(Interface markup and scripts)
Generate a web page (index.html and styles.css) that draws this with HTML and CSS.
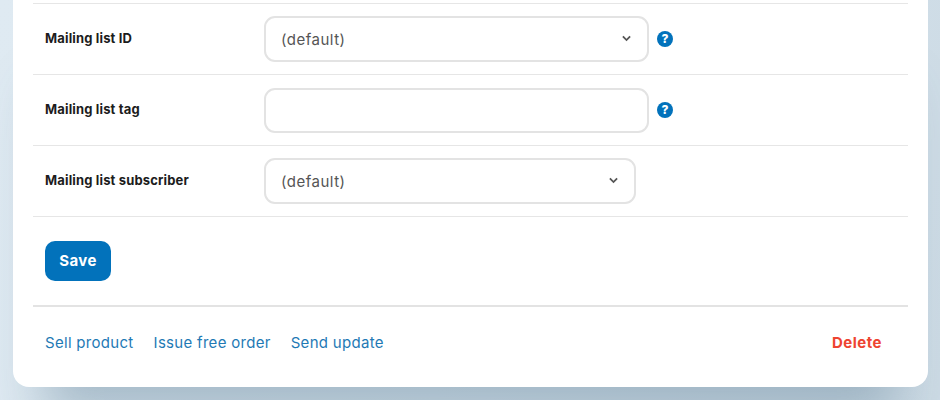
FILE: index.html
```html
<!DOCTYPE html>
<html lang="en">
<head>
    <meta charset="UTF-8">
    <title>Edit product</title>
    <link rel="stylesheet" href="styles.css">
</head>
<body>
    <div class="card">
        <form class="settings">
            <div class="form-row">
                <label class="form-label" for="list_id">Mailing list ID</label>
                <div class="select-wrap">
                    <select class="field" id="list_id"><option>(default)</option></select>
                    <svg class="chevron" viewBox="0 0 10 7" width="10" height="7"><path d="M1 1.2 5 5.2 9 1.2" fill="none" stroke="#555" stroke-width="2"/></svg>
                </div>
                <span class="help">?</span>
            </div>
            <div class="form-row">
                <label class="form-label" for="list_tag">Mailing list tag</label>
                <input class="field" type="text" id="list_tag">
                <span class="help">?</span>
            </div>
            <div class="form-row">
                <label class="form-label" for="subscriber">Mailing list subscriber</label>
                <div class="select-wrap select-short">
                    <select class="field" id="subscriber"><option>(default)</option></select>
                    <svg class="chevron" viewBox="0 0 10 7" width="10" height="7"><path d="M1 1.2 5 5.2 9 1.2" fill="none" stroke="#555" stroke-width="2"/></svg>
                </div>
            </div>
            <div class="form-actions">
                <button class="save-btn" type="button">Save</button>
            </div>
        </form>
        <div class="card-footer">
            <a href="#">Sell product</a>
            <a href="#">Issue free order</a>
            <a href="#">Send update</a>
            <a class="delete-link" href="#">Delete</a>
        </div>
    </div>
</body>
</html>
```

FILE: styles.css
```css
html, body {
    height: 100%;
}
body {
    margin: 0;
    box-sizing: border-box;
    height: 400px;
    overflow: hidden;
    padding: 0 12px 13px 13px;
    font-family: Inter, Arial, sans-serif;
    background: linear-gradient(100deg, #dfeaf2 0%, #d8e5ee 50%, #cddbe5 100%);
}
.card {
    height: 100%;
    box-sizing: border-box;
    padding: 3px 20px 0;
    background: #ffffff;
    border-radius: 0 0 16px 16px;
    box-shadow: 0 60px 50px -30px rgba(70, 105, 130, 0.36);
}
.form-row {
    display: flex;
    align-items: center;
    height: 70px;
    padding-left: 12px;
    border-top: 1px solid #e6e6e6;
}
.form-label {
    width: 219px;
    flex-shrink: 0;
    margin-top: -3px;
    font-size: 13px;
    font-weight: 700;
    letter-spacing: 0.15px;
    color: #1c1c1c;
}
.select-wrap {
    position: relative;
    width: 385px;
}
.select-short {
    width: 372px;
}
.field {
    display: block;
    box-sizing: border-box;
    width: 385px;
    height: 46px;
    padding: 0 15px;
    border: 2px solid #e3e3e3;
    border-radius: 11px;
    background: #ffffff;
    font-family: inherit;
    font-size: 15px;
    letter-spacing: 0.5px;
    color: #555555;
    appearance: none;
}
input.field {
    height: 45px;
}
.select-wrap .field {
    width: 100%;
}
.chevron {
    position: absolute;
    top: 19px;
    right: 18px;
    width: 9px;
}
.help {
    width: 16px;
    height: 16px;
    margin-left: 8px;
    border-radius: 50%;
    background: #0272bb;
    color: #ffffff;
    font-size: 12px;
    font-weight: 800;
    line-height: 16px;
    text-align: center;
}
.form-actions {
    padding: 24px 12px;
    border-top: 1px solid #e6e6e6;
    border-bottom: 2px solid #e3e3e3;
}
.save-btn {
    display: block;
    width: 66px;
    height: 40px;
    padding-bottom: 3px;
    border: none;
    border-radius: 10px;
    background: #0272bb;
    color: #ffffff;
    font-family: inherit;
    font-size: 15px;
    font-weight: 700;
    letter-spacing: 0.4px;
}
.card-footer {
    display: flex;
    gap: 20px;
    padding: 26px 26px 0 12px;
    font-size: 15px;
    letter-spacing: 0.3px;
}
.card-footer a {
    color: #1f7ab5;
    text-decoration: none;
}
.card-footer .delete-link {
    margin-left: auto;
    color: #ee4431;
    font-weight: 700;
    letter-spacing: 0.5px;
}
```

---

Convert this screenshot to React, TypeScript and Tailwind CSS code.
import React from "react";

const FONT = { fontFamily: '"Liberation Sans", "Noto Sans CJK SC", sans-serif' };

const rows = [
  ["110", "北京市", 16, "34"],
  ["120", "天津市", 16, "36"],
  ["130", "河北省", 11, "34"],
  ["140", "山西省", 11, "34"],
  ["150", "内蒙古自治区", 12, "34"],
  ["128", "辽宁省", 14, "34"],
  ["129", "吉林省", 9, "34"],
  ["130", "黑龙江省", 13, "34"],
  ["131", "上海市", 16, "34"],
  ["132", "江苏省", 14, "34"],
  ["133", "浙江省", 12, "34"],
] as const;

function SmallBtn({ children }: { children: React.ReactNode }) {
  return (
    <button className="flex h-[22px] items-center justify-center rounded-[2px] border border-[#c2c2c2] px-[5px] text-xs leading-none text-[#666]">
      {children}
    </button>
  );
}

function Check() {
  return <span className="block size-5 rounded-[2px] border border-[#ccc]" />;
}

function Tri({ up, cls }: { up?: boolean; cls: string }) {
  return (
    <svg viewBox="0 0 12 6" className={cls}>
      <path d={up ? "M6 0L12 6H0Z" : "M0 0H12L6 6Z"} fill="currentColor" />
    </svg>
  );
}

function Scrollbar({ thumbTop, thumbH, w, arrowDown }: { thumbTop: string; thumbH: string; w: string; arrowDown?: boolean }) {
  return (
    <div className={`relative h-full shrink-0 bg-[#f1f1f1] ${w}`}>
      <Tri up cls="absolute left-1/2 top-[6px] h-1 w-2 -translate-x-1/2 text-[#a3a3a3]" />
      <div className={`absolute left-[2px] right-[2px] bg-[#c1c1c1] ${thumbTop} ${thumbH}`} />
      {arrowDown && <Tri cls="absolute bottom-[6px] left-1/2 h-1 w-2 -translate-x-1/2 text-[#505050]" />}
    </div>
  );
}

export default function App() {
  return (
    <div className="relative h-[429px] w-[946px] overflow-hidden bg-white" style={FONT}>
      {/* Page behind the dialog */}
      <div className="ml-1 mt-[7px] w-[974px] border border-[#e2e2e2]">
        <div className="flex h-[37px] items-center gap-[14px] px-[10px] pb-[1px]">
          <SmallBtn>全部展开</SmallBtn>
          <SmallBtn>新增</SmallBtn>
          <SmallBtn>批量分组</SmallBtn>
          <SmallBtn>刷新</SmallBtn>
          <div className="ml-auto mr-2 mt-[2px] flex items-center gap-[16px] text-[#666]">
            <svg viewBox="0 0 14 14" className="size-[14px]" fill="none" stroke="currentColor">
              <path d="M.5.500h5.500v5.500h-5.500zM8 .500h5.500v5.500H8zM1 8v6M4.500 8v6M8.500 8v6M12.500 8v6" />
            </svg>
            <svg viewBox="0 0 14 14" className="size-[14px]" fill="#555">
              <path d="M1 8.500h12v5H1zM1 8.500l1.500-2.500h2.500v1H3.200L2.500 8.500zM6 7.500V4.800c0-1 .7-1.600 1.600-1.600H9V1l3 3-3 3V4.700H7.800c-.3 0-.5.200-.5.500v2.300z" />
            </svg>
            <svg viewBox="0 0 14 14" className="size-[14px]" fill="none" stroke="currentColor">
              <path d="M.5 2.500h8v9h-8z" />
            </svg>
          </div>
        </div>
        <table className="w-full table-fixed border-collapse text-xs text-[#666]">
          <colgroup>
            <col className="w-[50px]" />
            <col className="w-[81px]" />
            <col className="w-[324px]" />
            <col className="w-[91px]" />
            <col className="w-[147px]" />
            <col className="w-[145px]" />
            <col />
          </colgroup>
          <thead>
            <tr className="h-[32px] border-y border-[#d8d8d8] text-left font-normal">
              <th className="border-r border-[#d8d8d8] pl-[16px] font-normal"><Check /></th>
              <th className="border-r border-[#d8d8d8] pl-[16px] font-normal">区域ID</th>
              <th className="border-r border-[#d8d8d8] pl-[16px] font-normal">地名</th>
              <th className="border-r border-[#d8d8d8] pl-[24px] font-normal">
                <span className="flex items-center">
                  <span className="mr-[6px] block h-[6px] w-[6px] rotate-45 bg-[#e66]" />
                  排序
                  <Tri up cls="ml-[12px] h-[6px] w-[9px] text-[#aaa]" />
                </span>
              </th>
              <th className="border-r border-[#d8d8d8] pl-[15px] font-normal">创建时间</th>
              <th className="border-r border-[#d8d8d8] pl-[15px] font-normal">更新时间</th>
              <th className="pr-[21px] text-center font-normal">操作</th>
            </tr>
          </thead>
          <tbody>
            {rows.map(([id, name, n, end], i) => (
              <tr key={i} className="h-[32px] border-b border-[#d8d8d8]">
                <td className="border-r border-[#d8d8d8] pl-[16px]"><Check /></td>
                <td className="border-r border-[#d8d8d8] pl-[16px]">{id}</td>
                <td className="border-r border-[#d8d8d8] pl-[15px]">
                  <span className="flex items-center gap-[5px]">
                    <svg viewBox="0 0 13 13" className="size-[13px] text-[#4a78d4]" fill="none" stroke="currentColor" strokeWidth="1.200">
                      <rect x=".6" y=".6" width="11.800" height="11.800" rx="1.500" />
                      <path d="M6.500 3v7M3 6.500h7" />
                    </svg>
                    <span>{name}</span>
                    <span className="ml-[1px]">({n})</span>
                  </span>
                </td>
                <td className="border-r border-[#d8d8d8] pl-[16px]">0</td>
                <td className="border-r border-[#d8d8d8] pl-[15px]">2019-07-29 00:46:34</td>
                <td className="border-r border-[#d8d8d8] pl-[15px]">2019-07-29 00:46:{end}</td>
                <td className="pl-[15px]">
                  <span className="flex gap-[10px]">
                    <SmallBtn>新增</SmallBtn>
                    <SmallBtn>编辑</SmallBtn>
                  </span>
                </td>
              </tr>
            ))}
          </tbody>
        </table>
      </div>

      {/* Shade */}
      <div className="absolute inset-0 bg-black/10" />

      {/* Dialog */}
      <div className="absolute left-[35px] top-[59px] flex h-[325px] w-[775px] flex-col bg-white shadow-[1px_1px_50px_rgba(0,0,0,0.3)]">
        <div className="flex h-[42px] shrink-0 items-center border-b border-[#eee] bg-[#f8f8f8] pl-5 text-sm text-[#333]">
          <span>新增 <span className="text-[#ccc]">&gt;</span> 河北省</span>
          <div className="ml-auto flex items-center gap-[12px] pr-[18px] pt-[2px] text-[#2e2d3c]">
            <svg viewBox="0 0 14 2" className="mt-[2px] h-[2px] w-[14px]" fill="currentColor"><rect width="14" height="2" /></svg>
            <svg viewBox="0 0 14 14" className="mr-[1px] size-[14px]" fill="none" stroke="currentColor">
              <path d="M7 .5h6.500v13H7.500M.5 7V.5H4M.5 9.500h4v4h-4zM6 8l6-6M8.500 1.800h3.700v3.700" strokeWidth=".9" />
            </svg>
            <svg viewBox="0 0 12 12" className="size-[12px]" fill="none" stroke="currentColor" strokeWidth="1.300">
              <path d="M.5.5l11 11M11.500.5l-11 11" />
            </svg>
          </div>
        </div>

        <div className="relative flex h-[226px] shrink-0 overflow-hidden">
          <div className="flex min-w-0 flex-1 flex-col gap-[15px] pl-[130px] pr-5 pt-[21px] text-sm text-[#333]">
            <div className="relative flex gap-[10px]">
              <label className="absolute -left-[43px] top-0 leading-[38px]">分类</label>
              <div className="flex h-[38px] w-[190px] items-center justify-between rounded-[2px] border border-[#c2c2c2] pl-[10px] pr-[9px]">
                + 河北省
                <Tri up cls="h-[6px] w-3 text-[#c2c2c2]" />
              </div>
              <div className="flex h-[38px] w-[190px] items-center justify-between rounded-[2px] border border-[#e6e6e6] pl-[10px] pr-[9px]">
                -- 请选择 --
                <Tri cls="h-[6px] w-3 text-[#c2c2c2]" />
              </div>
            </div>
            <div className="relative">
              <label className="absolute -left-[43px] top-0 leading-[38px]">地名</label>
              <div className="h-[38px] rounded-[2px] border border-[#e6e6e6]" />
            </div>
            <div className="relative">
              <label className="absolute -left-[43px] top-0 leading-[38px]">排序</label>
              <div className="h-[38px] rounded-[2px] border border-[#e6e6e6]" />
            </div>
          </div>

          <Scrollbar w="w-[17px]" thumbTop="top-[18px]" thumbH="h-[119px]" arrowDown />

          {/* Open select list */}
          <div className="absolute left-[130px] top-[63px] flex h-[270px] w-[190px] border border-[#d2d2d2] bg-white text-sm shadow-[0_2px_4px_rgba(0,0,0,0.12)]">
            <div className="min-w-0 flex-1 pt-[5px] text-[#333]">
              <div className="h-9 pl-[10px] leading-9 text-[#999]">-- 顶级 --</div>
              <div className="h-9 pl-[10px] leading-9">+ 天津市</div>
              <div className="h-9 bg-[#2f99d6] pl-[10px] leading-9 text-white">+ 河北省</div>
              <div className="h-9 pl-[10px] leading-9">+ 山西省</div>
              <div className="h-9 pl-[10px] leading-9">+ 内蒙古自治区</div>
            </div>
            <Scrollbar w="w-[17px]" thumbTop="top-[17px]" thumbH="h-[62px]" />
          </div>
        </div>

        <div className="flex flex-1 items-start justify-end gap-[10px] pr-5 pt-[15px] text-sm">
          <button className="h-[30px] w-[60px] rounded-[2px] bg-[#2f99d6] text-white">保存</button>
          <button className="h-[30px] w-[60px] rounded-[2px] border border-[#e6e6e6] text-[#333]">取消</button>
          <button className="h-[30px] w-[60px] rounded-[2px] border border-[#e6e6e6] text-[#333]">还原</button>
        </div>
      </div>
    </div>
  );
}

* * *

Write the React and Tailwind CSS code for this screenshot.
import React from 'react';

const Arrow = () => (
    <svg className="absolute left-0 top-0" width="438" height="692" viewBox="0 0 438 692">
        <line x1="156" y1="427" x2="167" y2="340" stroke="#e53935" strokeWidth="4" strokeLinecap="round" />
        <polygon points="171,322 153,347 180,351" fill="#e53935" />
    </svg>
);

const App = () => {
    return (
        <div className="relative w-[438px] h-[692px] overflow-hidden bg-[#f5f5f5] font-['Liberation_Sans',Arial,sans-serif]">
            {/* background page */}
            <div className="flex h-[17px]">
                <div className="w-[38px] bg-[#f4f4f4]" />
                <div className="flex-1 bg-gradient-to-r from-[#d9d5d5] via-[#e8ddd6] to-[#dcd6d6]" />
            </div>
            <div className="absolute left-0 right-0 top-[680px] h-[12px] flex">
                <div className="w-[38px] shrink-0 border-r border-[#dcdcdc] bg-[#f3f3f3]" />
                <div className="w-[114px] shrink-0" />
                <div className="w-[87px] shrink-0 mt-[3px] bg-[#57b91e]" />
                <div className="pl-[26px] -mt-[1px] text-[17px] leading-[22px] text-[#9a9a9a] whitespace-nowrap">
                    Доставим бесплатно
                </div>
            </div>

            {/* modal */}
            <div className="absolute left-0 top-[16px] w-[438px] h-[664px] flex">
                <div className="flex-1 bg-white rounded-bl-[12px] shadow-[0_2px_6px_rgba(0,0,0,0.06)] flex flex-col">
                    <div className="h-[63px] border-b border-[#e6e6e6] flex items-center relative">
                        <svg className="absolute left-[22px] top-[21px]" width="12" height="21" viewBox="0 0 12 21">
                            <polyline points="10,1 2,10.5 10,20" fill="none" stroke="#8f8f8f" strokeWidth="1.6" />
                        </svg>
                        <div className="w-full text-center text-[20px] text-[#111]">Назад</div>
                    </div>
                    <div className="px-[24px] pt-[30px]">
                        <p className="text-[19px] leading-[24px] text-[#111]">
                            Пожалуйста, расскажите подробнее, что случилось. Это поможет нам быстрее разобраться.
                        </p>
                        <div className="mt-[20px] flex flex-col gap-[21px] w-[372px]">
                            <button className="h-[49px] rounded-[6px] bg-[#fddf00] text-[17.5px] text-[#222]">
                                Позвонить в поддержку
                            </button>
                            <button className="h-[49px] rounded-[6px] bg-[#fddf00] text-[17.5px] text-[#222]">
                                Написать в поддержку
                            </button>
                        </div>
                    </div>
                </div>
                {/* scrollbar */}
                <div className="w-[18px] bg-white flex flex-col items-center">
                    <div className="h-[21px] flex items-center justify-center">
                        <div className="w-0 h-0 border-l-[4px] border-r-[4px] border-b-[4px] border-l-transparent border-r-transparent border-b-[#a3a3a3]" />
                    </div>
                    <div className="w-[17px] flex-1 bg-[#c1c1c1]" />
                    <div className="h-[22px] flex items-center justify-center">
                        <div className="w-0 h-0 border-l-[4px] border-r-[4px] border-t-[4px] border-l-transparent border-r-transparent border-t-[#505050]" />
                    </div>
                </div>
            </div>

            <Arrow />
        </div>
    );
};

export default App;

Your objective: Only the lines from the one with "Write the React" to the one with "import React from 'react';" are wanted; extract them exactly, both ends included.

Output for this task:
Write the React and Tailwind CSS code for this screenshot.
import React from 'react';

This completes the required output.